> EXERCISE PROMPT
Using the records below, count the lines with "components" in them. Give the number only.

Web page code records
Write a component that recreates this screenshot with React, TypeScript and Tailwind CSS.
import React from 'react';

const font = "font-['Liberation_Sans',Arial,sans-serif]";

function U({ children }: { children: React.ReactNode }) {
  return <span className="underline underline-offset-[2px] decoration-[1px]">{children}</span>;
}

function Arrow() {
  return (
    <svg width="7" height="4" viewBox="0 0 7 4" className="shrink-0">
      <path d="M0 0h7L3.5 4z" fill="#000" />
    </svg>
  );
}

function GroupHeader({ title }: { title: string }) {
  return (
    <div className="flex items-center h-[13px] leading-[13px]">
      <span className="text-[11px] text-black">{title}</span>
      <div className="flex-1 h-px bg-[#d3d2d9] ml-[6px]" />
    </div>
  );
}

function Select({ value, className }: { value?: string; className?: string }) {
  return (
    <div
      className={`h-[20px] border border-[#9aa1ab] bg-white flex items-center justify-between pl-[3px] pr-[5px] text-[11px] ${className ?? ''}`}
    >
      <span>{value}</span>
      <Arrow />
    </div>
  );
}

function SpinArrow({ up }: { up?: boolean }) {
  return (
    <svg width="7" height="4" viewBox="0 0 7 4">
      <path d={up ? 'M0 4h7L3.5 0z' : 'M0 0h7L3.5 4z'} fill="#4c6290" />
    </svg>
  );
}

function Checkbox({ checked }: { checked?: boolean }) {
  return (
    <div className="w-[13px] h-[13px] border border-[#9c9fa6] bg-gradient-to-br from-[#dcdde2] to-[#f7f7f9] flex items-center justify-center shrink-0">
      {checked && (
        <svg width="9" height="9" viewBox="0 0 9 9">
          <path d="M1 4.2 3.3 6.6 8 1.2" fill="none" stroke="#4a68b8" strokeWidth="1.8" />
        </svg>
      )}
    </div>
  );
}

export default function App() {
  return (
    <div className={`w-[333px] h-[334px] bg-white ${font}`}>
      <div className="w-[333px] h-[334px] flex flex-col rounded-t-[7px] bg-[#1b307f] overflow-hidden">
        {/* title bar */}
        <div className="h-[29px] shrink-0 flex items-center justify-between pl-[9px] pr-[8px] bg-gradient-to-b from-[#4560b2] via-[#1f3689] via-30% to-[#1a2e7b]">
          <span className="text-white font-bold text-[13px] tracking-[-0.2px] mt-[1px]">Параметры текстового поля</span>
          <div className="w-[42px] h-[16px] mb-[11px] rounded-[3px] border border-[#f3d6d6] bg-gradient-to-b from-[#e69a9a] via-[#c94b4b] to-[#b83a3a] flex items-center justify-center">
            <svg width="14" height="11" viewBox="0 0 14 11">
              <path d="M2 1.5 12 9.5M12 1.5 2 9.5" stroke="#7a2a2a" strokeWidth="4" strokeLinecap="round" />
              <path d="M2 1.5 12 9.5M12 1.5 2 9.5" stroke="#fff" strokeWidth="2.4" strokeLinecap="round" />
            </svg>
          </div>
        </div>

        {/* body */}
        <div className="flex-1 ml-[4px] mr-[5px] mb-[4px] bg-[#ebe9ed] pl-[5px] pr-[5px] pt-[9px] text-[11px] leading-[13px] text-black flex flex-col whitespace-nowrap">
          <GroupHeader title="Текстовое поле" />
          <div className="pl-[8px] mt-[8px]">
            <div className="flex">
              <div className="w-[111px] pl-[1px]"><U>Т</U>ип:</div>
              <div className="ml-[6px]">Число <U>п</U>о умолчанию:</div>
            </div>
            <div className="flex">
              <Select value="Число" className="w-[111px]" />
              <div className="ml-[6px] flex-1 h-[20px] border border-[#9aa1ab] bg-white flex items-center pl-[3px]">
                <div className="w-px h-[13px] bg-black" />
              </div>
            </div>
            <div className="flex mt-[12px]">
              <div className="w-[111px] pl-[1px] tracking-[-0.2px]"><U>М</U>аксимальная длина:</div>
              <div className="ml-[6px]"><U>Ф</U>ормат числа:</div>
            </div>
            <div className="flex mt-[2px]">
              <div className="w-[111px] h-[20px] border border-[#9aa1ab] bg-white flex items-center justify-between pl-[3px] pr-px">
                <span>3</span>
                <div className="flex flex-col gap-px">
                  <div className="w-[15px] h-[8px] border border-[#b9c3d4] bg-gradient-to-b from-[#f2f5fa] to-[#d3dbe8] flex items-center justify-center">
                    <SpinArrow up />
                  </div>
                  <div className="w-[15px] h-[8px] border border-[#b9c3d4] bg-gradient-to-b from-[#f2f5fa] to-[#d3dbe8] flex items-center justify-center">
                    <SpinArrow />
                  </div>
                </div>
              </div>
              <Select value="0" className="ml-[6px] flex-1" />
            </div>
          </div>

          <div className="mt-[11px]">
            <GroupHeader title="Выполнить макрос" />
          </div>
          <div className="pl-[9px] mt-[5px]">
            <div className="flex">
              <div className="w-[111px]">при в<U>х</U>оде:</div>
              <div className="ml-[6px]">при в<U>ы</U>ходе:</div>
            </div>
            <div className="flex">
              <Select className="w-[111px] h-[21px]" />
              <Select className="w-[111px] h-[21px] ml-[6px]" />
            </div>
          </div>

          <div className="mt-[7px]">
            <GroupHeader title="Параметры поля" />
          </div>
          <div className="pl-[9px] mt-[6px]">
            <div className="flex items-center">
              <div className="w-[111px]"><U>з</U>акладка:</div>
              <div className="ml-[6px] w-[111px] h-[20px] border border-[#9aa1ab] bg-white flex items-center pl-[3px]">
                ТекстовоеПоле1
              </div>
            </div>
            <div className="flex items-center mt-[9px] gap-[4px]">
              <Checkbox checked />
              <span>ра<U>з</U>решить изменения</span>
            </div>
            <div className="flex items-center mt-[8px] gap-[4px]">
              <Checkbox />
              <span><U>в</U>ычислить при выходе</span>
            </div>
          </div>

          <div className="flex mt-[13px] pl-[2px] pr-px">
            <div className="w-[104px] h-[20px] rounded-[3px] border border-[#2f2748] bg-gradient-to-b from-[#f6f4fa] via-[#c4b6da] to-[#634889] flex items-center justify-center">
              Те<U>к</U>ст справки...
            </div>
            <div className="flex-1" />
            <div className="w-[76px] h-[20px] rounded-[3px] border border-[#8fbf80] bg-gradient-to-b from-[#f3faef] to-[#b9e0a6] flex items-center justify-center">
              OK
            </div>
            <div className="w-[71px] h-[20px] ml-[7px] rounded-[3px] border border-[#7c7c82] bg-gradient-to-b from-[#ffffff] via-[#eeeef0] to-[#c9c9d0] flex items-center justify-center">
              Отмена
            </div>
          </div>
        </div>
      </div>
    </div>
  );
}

==

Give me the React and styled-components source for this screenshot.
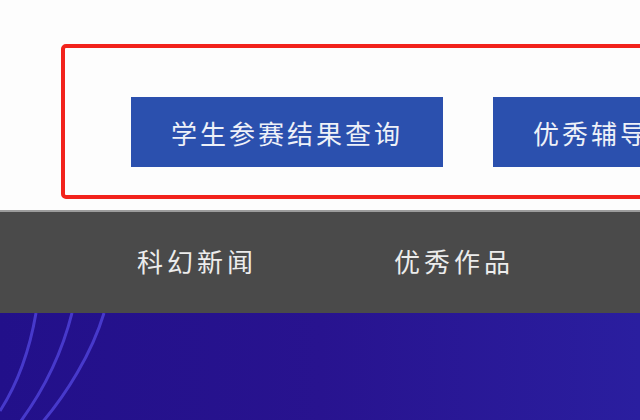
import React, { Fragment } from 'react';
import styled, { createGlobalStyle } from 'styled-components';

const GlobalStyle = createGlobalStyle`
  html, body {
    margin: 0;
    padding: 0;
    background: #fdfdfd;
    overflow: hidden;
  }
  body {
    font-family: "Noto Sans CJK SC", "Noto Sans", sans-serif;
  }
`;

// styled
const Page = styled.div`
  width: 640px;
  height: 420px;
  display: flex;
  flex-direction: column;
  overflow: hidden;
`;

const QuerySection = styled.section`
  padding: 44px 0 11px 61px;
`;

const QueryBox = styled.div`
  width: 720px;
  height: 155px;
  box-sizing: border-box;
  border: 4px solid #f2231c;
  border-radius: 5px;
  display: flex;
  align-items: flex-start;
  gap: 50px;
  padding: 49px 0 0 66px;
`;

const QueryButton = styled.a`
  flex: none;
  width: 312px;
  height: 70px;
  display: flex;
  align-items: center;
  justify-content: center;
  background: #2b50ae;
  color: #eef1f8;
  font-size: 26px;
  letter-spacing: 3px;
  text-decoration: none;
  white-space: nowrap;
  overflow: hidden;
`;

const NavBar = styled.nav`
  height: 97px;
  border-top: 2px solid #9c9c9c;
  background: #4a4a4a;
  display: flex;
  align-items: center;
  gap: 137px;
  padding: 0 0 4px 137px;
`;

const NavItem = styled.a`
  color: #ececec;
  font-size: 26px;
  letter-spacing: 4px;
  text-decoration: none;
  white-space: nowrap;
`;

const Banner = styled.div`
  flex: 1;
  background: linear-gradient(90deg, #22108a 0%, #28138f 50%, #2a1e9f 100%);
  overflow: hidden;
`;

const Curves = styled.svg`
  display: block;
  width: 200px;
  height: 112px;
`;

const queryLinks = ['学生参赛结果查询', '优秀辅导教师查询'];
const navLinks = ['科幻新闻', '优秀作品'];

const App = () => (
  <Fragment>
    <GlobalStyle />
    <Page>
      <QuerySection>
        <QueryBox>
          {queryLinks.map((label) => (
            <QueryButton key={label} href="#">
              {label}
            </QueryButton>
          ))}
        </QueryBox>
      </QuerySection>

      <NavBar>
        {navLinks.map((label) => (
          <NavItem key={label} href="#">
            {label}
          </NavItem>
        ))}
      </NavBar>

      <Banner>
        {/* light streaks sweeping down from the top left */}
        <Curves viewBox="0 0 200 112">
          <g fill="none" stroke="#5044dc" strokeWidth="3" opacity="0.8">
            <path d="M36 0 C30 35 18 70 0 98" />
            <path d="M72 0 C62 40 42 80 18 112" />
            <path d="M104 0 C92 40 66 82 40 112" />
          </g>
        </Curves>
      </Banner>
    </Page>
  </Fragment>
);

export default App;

---

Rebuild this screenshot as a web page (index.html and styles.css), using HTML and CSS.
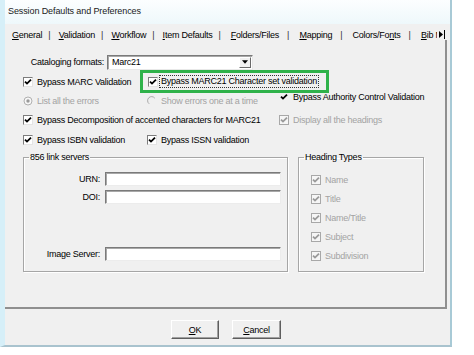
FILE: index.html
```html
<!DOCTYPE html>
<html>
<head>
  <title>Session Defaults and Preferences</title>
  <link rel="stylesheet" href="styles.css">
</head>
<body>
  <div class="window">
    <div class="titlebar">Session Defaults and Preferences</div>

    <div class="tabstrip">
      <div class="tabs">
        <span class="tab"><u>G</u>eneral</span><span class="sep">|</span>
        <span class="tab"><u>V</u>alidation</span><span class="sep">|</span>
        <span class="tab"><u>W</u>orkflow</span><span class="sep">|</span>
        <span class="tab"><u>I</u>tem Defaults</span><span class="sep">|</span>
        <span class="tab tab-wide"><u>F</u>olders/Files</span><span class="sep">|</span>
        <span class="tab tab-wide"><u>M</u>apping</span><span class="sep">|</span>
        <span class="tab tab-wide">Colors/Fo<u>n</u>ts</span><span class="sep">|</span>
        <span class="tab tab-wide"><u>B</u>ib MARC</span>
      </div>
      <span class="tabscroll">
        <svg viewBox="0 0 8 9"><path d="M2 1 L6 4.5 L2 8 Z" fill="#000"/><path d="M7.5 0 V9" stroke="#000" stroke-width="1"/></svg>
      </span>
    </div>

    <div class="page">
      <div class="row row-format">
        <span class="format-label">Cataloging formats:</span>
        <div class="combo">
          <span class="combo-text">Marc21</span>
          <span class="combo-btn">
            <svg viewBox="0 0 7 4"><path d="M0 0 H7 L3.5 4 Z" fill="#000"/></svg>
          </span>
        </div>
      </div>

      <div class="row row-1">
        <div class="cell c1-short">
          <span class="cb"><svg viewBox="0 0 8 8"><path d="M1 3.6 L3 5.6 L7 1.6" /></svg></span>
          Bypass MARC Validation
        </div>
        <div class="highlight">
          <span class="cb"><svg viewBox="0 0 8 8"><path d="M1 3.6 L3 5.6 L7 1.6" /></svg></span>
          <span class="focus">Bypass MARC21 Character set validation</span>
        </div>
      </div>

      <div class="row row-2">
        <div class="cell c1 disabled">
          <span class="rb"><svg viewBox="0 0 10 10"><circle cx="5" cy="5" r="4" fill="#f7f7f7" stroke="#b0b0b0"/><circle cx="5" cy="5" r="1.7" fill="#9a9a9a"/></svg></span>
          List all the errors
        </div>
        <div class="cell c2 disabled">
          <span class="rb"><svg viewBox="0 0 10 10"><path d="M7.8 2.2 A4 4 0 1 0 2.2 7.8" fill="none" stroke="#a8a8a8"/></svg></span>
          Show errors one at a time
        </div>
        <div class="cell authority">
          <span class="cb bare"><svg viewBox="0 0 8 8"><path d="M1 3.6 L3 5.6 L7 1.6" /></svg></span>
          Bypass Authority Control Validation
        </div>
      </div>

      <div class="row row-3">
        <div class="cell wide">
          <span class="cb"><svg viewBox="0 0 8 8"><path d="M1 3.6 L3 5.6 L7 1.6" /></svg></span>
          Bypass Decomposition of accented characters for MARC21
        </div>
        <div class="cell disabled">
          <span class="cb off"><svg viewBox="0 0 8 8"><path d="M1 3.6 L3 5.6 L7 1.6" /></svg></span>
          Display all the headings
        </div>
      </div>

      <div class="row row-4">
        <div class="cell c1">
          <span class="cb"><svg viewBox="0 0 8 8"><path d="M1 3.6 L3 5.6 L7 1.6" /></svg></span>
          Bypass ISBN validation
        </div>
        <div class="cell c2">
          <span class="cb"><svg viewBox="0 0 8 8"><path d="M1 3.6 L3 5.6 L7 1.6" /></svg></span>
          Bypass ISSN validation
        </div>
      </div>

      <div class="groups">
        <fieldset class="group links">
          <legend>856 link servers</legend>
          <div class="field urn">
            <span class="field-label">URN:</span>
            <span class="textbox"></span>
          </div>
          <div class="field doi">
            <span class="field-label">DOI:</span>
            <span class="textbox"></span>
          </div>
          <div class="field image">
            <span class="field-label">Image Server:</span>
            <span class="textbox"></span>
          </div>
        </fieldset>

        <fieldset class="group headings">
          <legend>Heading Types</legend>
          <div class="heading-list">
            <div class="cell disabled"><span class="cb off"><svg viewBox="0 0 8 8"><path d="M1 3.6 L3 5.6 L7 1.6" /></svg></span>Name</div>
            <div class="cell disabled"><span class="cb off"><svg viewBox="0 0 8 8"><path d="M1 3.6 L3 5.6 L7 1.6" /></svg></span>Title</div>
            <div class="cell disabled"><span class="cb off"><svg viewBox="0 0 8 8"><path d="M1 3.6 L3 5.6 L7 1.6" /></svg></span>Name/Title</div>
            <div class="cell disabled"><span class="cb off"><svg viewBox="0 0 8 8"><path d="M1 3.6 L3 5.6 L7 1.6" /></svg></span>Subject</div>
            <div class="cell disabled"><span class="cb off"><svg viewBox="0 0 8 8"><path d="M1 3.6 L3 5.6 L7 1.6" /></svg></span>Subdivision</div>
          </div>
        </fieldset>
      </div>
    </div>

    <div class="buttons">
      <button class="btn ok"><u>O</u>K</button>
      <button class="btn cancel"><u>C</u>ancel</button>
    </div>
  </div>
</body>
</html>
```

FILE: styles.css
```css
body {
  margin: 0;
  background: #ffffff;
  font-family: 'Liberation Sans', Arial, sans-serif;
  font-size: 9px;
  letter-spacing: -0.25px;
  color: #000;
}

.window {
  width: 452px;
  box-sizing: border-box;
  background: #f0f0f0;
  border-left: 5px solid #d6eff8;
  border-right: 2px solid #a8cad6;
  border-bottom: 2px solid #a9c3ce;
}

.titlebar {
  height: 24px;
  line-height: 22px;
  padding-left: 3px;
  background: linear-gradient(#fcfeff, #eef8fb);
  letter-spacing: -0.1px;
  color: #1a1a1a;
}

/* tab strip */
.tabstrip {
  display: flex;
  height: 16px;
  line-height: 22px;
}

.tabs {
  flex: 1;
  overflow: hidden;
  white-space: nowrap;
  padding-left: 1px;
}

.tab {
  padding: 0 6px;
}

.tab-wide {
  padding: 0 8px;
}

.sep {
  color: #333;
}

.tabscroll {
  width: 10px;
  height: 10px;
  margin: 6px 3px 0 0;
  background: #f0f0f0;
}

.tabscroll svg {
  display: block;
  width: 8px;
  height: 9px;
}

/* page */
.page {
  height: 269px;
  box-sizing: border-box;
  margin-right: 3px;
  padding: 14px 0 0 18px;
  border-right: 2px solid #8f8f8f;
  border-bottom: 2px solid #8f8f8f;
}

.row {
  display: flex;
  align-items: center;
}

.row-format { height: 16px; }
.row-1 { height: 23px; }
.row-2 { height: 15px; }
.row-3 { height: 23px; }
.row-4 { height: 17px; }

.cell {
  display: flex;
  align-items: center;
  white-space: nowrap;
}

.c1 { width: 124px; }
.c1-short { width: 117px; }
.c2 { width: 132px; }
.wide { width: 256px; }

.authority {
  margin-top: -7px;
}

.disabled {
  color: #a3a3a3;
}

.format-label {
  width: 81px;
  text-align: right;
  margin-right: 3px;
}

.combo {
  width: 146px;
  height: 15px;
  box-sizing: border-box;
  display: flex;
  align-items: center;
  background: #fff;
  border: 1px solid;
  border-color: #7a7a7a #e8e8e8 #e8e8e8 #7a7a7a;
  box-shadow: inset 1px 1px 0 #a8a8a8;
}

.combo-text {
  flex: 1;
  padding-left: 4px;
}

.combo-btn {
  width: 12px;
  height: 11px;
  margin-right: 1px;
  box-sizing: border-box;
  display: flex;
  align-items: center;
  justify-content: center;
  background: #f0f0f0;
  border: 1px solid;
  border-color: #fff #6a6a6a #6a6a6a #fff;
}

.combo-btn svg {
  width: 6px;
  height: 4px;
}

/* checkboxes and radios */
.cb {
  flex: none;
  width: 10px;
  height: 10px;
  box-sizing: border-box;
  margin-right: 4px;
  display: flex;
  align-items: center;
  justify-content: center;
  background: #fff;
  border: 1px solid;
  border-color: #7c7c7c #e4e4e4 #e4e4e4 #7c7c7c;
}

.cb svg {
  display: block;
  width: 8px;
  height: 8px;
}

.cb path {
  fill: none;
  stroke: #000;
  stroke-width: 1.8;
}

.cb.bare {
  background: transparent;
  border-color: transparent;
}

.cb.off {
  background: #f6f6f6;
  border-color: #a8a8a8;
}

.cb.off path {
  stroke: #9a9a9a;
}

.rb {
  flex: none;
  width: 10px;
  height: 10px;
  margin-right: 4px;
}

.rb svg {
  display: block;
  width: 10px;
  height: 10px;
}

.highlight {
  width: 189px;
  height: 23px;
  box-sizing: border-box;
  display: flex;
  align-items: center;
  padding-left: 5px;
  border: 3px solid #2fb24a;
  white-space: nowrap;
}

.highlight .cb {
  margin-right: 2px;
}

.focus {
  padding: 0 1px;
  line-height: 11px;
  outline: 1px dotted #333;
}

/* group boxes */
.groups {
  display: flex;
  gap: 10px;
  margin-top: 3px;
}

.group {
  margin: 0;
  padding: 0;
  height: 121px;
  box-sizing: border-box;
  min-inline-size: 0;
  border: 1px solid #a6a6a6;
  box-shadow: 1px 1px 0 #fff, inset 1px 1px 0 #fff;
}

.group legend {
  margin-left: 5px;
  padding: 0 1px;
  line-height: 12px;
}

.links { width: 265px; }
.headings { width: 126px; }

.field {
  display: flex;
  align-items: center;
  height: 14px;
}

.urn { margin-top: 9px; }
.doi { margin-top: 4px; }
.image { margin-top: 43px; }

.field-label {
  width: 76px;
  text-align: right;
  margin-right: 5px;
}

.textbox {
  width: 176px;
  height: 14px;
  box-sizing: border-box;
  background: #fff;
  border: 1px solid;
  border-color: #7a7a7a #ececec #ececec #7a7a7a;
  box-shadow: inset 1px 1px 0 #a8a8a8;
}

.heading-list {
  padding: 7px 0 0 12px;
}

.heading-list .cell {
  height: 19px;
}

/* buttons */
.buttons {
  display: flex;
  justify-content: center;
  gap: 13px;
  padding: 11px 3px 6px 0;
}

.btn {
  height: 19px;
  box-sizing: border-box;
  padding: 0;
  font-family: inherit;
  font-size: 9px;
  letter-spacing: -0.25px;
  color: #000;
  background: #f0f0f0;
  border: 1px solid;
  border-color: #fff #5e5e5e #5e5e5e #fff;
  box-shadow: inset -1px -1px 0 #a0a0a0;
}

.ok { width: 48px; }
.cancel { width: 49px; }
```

> CORRECT RESULT
2